Word for word, quote all of the material, omitting the pictures.

━━━━━━━━━━━━━━━━━━━━━━━━━━━━━━

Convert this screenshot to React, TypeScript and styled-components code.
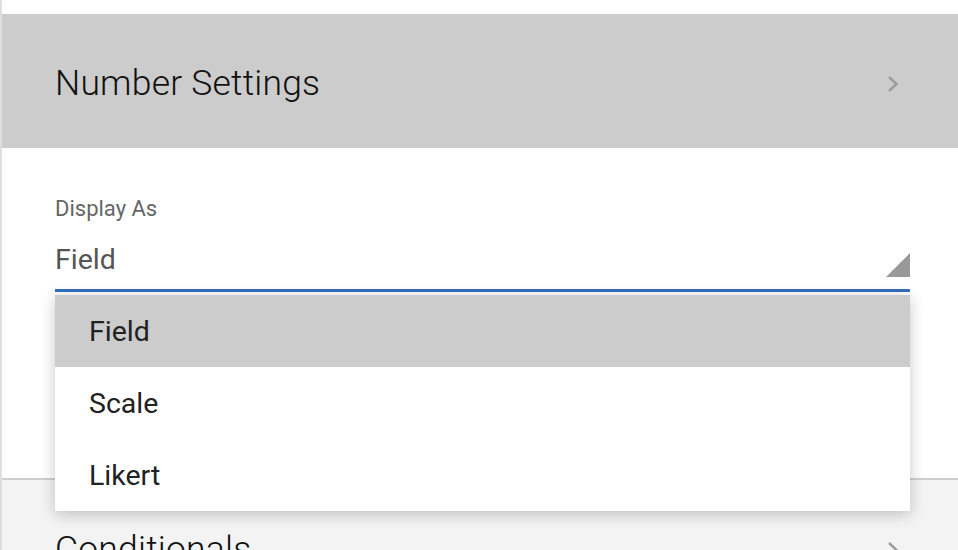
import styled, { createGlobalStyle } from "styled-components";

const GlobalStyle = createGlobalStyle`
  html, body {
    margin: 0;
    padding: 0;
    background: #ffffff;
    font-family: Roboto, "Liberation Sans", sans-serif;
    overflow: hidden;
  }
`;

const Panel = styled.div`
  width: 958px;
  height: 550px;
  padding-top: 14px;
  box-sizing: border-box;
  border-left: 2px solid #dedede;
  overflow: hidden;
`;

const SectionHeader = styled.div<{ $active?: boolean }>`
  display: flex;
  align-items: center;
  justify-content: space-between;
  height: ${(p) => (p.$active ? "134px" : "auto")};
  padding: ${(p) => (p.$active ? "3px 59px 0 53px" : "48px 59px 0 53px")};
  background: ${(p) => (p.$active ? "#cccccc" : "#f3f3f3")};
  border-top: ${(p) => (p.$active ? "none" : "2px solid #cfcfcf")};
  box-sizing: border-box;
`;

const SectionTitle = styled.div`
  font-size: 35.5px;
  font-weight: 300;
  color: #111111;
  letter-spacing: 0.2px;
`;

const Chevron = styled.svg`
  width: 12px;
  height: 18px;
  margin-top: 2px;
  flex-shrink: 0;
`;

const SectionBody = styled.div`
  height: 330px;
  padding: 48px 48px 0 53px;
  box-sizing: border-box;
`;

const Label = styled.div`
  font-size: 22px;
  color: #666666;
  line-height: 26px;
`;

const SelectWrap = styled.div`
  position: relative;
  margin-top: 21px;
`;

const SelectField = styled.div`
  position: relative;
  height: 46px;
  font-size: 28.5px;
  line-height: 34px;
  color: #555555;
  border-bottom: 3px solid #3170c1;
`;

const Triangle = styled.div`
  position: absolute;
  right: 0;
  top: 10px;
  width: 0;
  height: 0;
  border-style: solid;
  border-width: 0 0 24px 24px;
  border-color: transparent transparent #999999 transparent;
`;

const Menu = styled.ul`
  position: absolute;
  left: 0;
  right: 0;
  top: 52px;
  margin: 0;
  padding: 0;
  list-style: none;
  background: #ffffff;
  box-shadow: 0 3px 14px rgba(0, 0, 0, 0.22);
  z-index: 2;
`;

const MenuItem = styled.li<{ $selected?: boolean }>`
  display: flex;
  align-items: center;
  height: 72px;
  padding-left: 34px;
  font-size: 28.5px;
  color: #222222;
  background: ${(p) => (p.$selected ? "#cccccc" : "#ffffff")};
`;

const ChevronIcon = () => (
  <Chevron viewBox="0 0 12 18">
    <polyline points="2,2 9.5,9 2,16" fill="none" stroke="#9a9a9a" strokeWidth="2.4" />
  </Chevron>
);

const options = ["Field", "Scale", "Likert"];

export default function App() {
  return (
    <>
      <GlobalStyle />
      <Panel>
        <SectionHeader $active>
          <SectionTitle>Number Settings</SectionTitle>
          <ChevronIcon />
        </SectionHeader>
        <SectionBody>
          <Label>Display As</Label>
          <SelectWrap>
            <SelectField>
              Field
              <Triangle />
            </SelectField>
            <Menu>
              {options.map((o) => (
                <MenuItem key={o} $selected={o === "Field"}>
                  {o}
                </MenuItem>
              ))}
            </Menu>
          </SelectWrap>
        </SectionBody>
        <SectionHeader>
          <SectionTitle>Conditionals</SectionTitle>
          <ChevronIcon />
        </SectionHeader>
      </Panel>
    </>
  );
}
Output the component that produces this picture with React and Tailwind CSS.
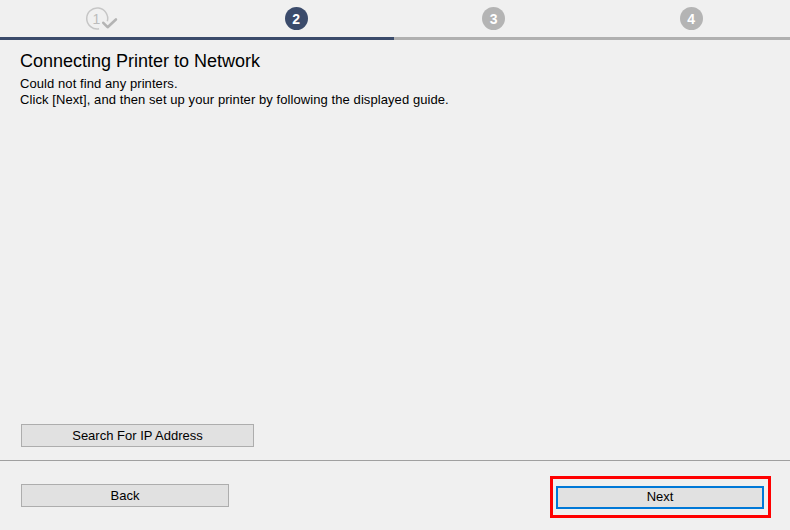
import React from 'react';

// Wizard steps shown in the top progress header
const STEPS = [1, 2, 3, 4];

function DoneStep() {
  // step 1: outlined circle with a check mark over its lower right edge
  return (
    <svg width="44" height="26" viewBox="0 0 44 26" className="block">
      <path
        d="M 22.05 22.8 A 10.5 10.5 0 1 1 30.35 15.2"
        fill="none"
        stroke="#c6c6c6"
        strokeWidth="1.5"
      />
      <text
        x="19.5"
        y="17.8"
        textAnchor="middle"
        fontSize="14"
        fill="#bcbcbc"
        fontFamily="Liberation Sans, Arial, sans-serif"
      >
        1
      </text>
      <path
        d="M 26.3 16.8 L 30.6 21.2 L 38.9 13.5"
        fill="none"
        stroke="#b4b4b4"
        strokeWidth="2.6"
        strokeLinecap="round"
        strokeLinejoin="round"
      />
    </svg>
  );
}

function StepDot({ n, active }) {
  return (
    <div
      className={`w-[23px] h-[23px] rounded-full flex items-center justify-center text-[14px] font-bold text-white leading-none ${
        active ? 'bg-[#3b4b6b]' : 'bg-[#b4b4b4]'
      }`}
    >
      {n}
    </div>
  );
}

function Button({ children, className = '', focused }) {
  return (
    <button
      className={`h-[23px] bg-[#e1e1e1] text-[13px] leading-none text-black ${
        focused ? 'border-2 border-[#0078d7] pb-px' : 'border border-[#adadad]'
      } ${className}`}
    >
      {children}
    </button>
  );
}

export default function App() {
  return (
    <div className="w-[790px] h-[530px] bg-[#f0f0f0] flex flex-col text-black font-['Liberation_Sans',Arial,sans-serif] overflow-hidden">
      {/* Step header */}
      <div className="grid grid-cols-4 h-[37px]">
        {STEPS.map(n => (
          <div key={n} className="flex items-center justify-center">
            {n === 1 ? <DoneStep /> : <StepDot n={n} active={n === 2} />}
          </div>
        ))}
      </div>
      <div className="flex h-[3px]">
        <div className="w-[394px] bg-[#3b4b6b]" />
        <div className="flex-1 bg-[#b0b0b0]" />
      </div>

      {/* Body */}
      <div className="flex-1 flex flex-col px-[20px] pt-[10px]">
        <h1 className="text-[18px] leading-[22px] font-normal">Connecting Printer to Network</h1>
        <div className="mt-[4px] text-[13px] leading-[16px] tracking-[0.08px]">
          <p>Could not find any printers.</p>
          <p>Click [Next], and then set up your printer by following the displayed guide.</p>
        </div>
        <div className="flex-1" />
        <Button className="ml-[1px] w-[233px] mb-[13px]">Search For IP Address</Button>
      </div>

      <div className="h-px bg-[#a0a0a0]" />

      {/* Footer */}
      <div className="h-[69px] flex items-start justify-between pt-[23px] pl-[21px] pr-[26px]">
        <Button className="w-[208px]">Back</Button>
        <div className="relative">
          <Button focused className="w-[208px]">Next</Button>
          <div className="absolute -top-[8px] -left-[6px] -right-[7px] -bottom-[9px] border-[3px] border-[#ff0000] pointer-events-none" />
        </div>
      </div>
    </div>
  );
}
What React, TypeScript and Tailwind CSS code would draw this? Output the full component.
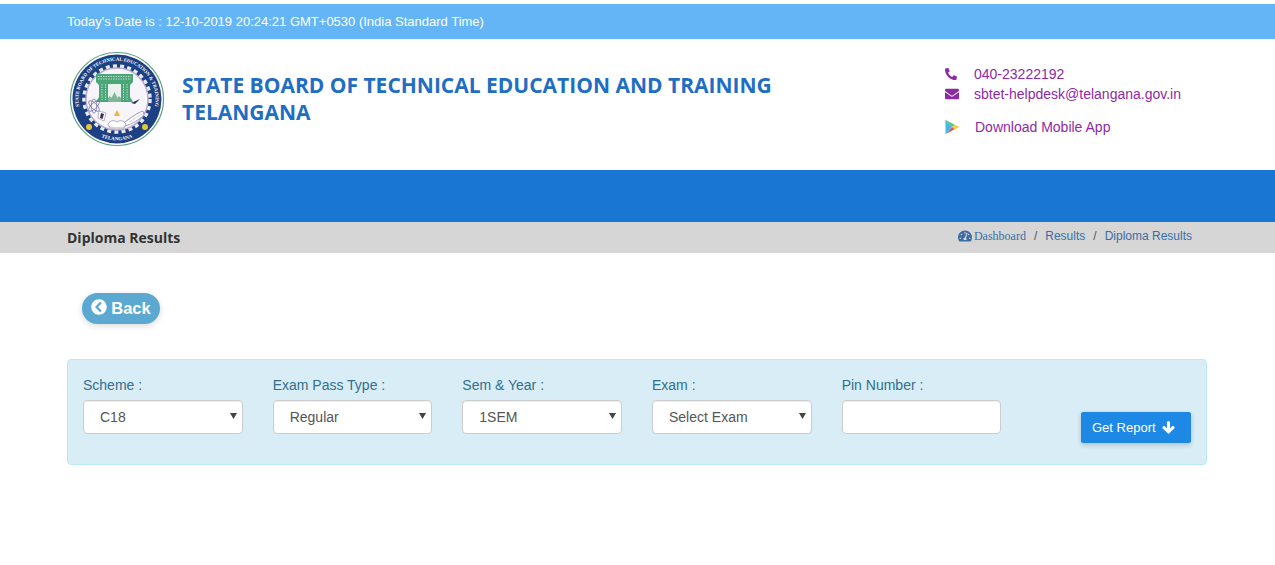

━━━━━━━━━━━━━━━━━━━━━━━━━━━━━━

SOLUTION FOR THIS PROBLEM:
Convert this screenshot to React, TypeScript and styled-components code.
import styled, { createGlobalStyle } from "styled-components";

const GlobalStyle = createGlobalStyle`
  html, body {
    margin: 0;
    padding: 0;
    background: #ffffff;
    font-family: Roboto, "Liberation Sans", sans-serif;
    overflow: hidden;
  }
`;

const Panel = styled.div`
  width: 958px;
  height: 550px;
  padding-top: 14px;
  box-sizing: border-box;
  border-left: 2px solid #dedede;
  overflow: hidden;
`;

const SectionHeader = styled.div<{ $active?: boolean }>`
  display: flex;
  align-items: center;
  justify-content: space-between;
  height: ${(p) => (p.$active ? "134px" : "auto")};
  padding: ${(p) => (p.$active ? "3px 59px 0 53px" : "48px 59px 0 53px")};
  background: ${(p) => (p.$active ? "#cccccc" : "#f3f3f3")};
  border-top: ${(p) => (p.$active ? "none" : "2px solid #cfcfcf")};
  box-sizing: border-box;
`;

const SectionTitle = styled.div`
  font-size: 35.5px;
  font-weight: 300;
  color: #111111;
  letter-spacing: 0.2px;
`;

const Chevron = styled.svg`
  width: 12px;
  height: 18px;
  margin-top: 2px;
  flex-shrink: 0;
`;

const SectionBody = styled.div`
  height: 330px;
  padding: 48px 48px 0 53px;
  box-sizing: border-box;
`;

const Label = styled.div`
  font-size: 22px;
  color: #666666;
  line-height: 26px;
`;

const SelectWrap = styled.div`
  position: relative;
  margin-top: 21px;
`;

const SelectField = styled.div`
  position: relative;
  height: 46px;
  font-size: 28.5px;
  line-height: 34px;
  color: #555555;
  border-bottom: 3px solid #3170c1;
`;

const Triangle = styled.div`
  position: absolute;
  right: 0;
  top: 10px;
  width: 0;
  height: 0;
  border-style: solid;
  border-width: 0 0 24px 24px;
  border-color: transparent transparent #999999 transparent;
`;

const Menu = styled.ul`
  position: absolute;
  left: 0;
  right: 0;
  top: 52px;
  margin: 0;
  padding: 0;
  list-style: none;
  background: #ffffff;
  box-shadow: 0 3px 14px rgba(0, 0, 0, 0.22);
  z-index: 2;
`;

const MenuItem = styled.li<{ $selected?: boolean }>`
  display: flex;
  align-items: center;
  height: 72px;
  padding-left: 34px;
  font-size: 28.5px;
  color: #222222;
  background: ${(p) => (p.$selected ? "#cccccc" : "#ffffff")};
`;

const ChevronIcon = () => (
  <Chevron viewBox="0 0 12 18">
    <polyline points="2,2 9.5,9 2,16" fill="none" stroke="#9a9a9a" strokeWidth="2.4" />
  </Chevron>
);

const options = ["Field", "Scale", "Likert"];

export default function App() {
  return (
    <>
      <GlobalStyle />
      <Panel>
        <SectionHeader $active>
          <SectionTitle>Number Settings</SectionTitle>
          <ChevronIcon />
        </SectionHeader>
        <SectionBody>
          <Label>Display As</Label>
          <SelectWrap>
            <SelectField>
              Field
              <Triangle />
            </SelectField>
            <Menu>
              {options.map((o) => (
                <MenuItem key={o} $selected={o === "Field"}>
                  {o}
                </MenuItem>
              ))}
            </Menu>
          </SelectWrap>
        </SectionBody>
        <SectionHeader>
          <SectionTitle>Conditionals</SectionTitle>
          <ChevronIcon />
        </SectionHeader>
      </Panel>
    </>
  );
}
Output the component that produces this picture with React and Tailwind CSS.
import React from 'react';

// Wizard steps shown in the top progress header
const STEPS = [1, 2, 3, 4];

function DoneStep() {
  // step 1: outlined circle with a check mark over its lower right edge
  return (
    <svg width="44" height="26" viewBox="0 0 44 26" className="block">
      <path
        d="M 22.05 22.8 A 10.5 10.5 0 1 1 30.35 15.2"
        fill="none"
        stroke="#c6c6c6"
        strokeWidth="1.5"
      />
      <text
        x="19.5"
        y="17.8"
        textAnchor="middle"
        fontSize="14"
        fill="#bcbcbc"
        fontFamily="Liberation Sans, Arial, sans-serif"
      >
        1
      </text>
      <path
        d="M 26.3 16.8 L 30.6 21.2 L 38.9 13.5"
        fill="none"
        stroke="#b4b4b4"
        strokeWidth="2.6"
        strokeLinecap="round"
        strokeLinejoin="round"
      />
    </svg>
  );
}

function StepDot({ n, active }) {
  return (
    <div
      className={`w-[23px] h-[23px] rounded-full flex items-center justify-center text-[14px] font-bold text-white leading-none ${
        active ? 'bg-[#3b4b6b]' : 'bg-[#b4b4b4]'
      }`}
    >
      {n}
    </div>
  );
}

function Button({ children, className = '', focused }) {
  return (
    <button
      className={`h-[23px] bg-[#e1e1e1] text-[13px] leading-none text-black ${
        focused ? 'border-2 border-[#0078d7] pb-px' : 'border border-[#adadad]'
      } ${className}`}
    >
      {children}
    </button>
  );
}

export default function App() {
  return (
    <div className="w-[790px] h-[530px] bg-[#f0f0f0] flex flex-col text-black font-['Liberation_Sans',Arial,sans-serif] overflow-hidden">
      {/* Step header */}
      <div className="grid grid-cols-4 h-[37px]">
        {STEPS.map(n => (
          <div key={n} className="flex items-center justify-center">
            {n === 1 ? <DoneStep /> : <StepDot n={n} active={n === 2} />}
          </div>
        ))}
      </div>
      <div className="flex h-[3px]">
        <div className="w-[394px] bg-[#3b4b6b]" />
        <div className="flex-1 bg-[#b0b0b0]" />
      </div>

      {/* Body */}
      <div className="flex-1 flex flex-col px-[20px] pt-[10px]">
        <h1 className="text-[18px] leading-[22px] font-normal">Connecting Printer to Network</h1>
        <div className="mt-[4px] text-[13px] leading-[16px] tracking-[0.08px]">
          <p>Could not find any printers.</p>
          <p>Click [Next], and then set up your printer by following the displayed guide.</p>
        </div>
        <div className="flex-1" />
        <Button className="ml-[1px] w-[233px] mb-[13px]">Search For IP Address</Button>
      </div>

      <div className="h-px bg-[#a0a0a0]" />

      {/* Footer */}
      <div className="h-[69px] flex items-start justify-between pt-[23px] pl-[21px] pr-[26px]">
        <Button className="w-[208px]">Back</Button>
        <div className="relative">
          <Button focused className="w-[208px]">Next</Button>
          <div className="absolute -top-[8px] -left-[6px] -right-[7px] -bottom-[9px] border-[3px] border-[#ff0000] pointer-events-none" />
        </div>
      </div>
    </div>
  );
}
What React, TypeScript and Tailwind CSS code would draw this? Output the full component.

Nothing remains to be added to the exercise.